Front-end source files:
========

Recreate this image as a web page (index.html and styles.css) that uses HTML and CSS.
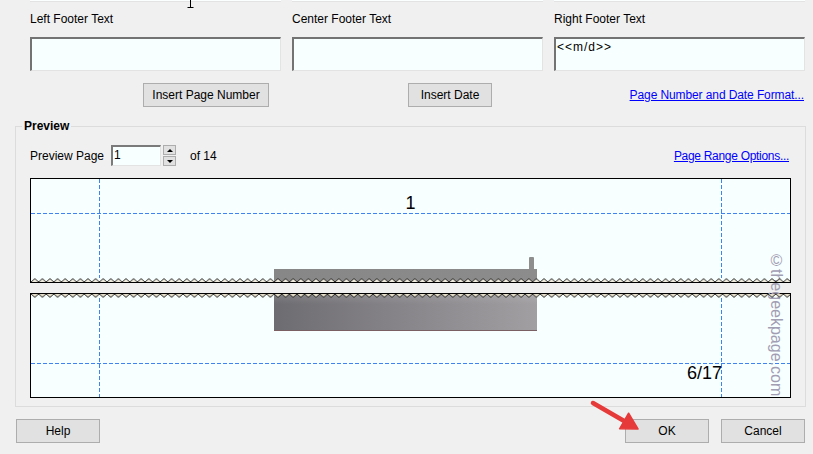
FILE: index.html
```html
<!DOCTYPE html>
<html>
<head>
<meta charset="utf-8">
<link rel="stylesheet" href="styles.css">
</head>
<body>
<div class="stub"><span></span><span></span><span></span></div>
<svg class="ibeam" width="9" height="9" viewBox="0 0 9 9"><path d="M4.5 0V7M1.5 7.5H7.5" stroke="#000" stroke-width="1" fill="none"/></svg>

<div class="footer-grid">
  <span class="lbl">Left Footer Text</span>
  <span class="lbl">Center Footer Text</span>
  <span class="lbl">Right Footer Text</span>
  <div class="tbox"></div>
  <div class="tbox"></div>
  <div class="tbox">&lt;&lt;m/d&gt;&gt;</div>
  <button class="btn btn-pn">Insert Page Number</button>
  <button class="btn btn-date">Insert Date</button>
  <a class="link link-fmt">Page Number and Date Format...</a>
</div>

<fieldset class="group">
  <legend>Preview</legend>
  <div class="prow">
    <span class="plabel">Preview Page</span>
    <div class="pinput">1</div>
    <div class="spin"><span class="up"></span><span class="down"></span></div>
    <span class="of">of 14</span>
    <a class="link link-range">Page Range Options...</a>
  </div>

  <div class="page page-top">
    <div class="guide v v1"></div>
    <div class="guide v v2"></div>
    <div class="guide h h1"></div>
    <div class="pic pic-a"></div>
    <div class="pic pic-tab"></div>
    <div class="hdr">1</div>
    <svg class="zig" height="4">
      <defs><pattern id="zt" width="7.6" height="4" patternUnits="userSpaceOnUse"><path d="M0 4L3.8 0.6L7.6 4" fill="#efebdd" stroke="#000" stroke-width="0.8"/></pattern></defs>
      <rect width="100%" height="4" fill="url(#zt)"/>
    </svg>
  </div>

  <div class="page page-bot">
    <div class="guide v v1 vb"></div>
    <div class="guide v v2 vb"></div>
    <div class="guide h h2"></div>
    <div class="pic pic-b"></div>
    <svg class="zig" height="4">
      <defs><pattern id="zb" width="7.6" height="4" patternUnits="userSpaceOnUse"><path d="M0 0L3.8 3.4L7.6 0" fill="#e3ddc9" stroke="#000" stroke-width="0.8"/></pattern></defs>
      <rect width="100%" height="4" fill="url(#zb)"/>
    </svg>
    <div class="ftr">6/17</div>
  </div>
</fieldset>

<div class="actions">
  <button class="btn help">Help</button>
  <button class="btn">OK</button>
  <button class="btn">Cancel</button>
</div>

<svg class="arrow" width="60" height="40" viewBox="0 0 60 40">
  <line x1="8" y1="7" x2="40" y2="25.5" stroke="#e63a3a" stroke-width="4.5" stroke-linecap="round"/>
  <polygon points="53,33 34.6,32.8 43.6,17.2" fill="#e63a3a" stroke="#e63a3a" stroke-width="1.5" stroke-linejoin="round"/>
</svg>
<div class="watermark">©thegeekpage.com</div>
</body>
</html>
```

FILE: styles.css
```css
* { box-sizing: border-box; }
html, body { margin: 0; }
body {
  width: 813px;
  height: 454px;
  overflow: hidden;
  position: relative;
  background: #f0f0f0;
  font-family: "Liberation Sans", Arial, sans-serif;
  font-size: 12px;
  color: #000;
}

.stub {
  display: grid;
  grid-template-columns: repeat(3, 251px);
  column-gap: 11px;
  padding-left: 30px;
  height: 2px;
}
.stub span {
  background: #fbffff;
  border-bottom: 1px solid #e3e3e3;
}
.ibeam { position: absolute; left: 186px; top: 0; }

.footer-grid {
  display: grid;
  grid-template-columns: repeat(3, 251px);
  column-gap: 11px;
  padding-left: 30px;
  margin-top: 9px;
}
.lbl { display: block; line-height: 16px; margin-bottom: 10px; }
.tbox {
  height: 34px;
  background: #f8ffff;
  border-style: solid;
  border-width: 2px 1px 1px 2px;
  border-color: #737373 #e3e3e3 #e3e3e3 #737373;
  padding: 1px 0 0 1px;
  line-height: 14px;
  letter-spacing: 1px;
}
.btn {
  height: 24px;
  font: inherit;
  color: #000;
  background: #e1e1e1;
  border: 1px solid #adadad;
  padding: 0;
}
.btn-pn { width: 126px; margin: 12px 0 0 113px; justify-self: start; }
.btn-date { width: 84px; margin: 12px 0 0 116px; justify-self: start; }
.link { color: #0000ff; text-decoration: underline; }
.link-fmt { justify-self: end; align-self: center; margin: 12px 1px 0 0; letter-spacing: -0.1px; }

.group {
  margin: 11px 7px 0 15px;
  padding: 11px 14px 8px 14px;
  border: 1px solid #dcdcdc;
  min-width: 0;
}
.group legend {
  margin-left: -8px;
  padding: 0 2px;
  font-weight: bold;
  line-height: 16px;
}
.prow { display: flex; align-items: center; height: 21px; }
.plabel { width: 81px; }
.pinput {
  width: 50px;
  height: 21px;
  background: #f8ffff;
  border-style: solid;
  border-width: 2px 1px 1px 2px;
  border-color: #7a7a7a #e3e3e3 #e3e3e3 #7a7a7a;
  padding-left: 1px;
  line-height: 17px;
}
.spin { margin-left: 2px; display: flex; flex-direction: column; gap: 1px; }
.spin span {
  width: 13px;
  height: 10px;
  background: #e1e1e1;
  border: 1px solid #adadad;
  display: flex;
  align-items: center;
  justify-content: center;
}
.spin span::after { content: ""; width: 0; height: 0; border-left: 3px solid transparent; border-right: 3px solid transparent; }
.spin .up::after { border-bottom: 3px solid #000; }
.spin .down::after { border-top: 3px solid #000; }
.of { margin-left: 14px; }
.link-range { margin-left: auto; margin-right: 2px; letter-spacing: -0.3px; }

.page {
  position: relative;
  height: 105px;
  border: 1px solid #000;
  background: #f8ffff;
  display: flex;
  flex-direction: column;
}
.page-top { margin-top: 12px; justify-content: space-between; }
.page-bot { margin-top: 10px; }

.guide { position: absolute; }
.guide.v {
  width: 1px;
  top: 0;
  height: 99px;
  background: repeating-linear-gradient(180deg, #3f83f0 0 4px, transparent 4px 6px);
}
.guide.vb { top: 4px; height: 99px; }
.guide.v1 { left: 68px; }
.guide.v2 { left: 690px; }
.guide.h {
  height: 1px;
  left: 0;
  right: 0;
  background: repeating-linear-gradient(90deg, #3f83f0 0 4px, transparent 4px 6px);
}
.guide.h1 { top: 34px; }
.guide.h2 { top: 69px; }

.pic { position: absolute; z-index: 1; }
.pic-a { left: 243px; top: 90px; width: 263px; height: 13px; background: linear-gradient(90deg, #878787, #8c8c8c); }
.pic-tab { left: 498px; top: 78px; width: 5px; height: 12px; background: #8e8e8e; border-radius: 1px 1px 0 0; }
.pic-b {
  left: 243px; top: 0; width: 263px; height: 37px;
  background: linear-gradient(180deg, rgba(255,255,255,0.12) 0, rgba(255,255,255,0) 10px),
              linear-gradient(90deg, #6d6c70 0%, #858387 45%, #a29fa3 100%);
  border-bottom: 1px solid #7a5f63;
}
.zig { display: block; width: 100%; height: 4px; position: relative; z-index: 2; flex: none; }
.hdr {
  position: relative;
  z-index: 2;
  margin: 0 69px;
  padding-top: 14px;
  text-align: center;
  font-size: 18px;
  line-height: 20px;
}
.ftr {
  position: relative;
  z-index: 2;
  margin-top: 65px;
  padding-right: 68px;
  text-align: right;
  font-size: 18px;
  line-height: 20px;
}

.actions {
  display: flex;
  gap: 12px;
  margin-top: 12px;
  padding: 0 8px 0 16px;
}
.actions .btn { width: 84px; }
.actions .help { margin-right: auto; }

.arrow { position: absolute; left: 585px; top: 396px; }
.watermark {
  position: absolute;
  left: 767px;
  top: 252px;
  writing-mode: vertical-rl;
  font-size: 16px;
  line-height: 18px;
  color: #a19db3;
}
```
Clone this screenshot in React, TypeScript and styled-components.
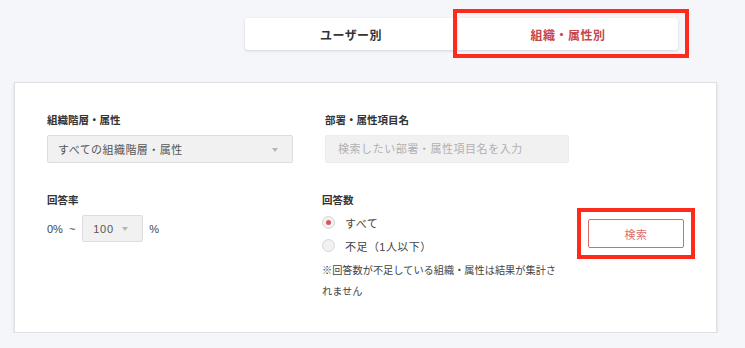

========

» GIVEN PROBLEM
Return all lines containing the word "styles".

» ANSWER FOR THE TASK
Recreate this image as a web page (index.html and styles.css) that uses HTML and CSS.
<link rel="stylesheet" href="styles.css">
FILE: styles.css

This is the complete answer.